Condorcet comptait au premier rang des fournisseurs patentés pour les peuples en besoin de constitution. Consulté, il s’essaya par ses Lettres à un citoyen de Virginie, au rôle qu’il devait jouer, en France, sous la Révolution. M. Jules Roche a signalé déjà, dans les conseils émanant de Condorcet, les principes qui dominent la Constitution américaine : les droits naturels de l’homme antérieur aux institutions sociales, la séparation du pouvoir législatif et du domaine de la loi, l’impôt proportionnel, la Constitution d’un tribunal suprême, etc…

Certes, d’autres influences se sont exercées : ni la Hollande, ni l’Allemagne, ni la Suisse n’ont été tout à fait absentes de l’esprit des hommes qui fondaient, en pleine maturité et conscience, une république démocratique et fédérative ; encore moins saurait-on nier l’empreinte britannique ; elle est partout ; mais, de dire qu’elle ait été prédominante dans la constitution elle-même, c’est un singulier abus des mots.

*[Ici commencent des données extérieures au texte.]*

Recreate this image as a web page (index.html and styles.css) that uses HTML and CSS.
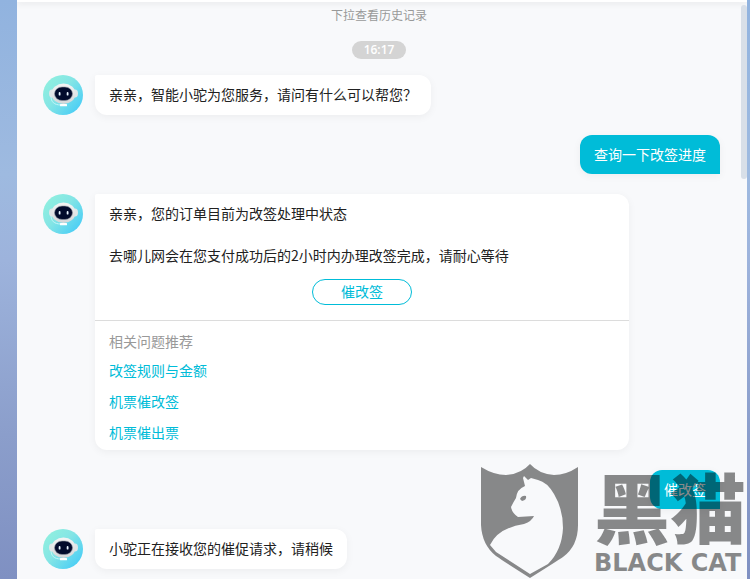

On pourrait affirmer, au contraire, qu’il y eut, chez les rédacteurs de l’acte constitutionnel, un dessein bien arrêté de prendre le contre-pied du système anglais : au lieu d’une royauté, ils fondent une république ; rejetant le principe héréditaire, ils soumettent tout le système constitutionnel à l’élection ; au lieu d’un régime parlementaire, ils affranchissent autant, que possible, le chef du pouvoir exécutif de l’autorité du Parlement ; pas de ministres responsables, pas de cabinet ; une fédération de parlemens locaux rognant les ongles au Parlement fédéral[1].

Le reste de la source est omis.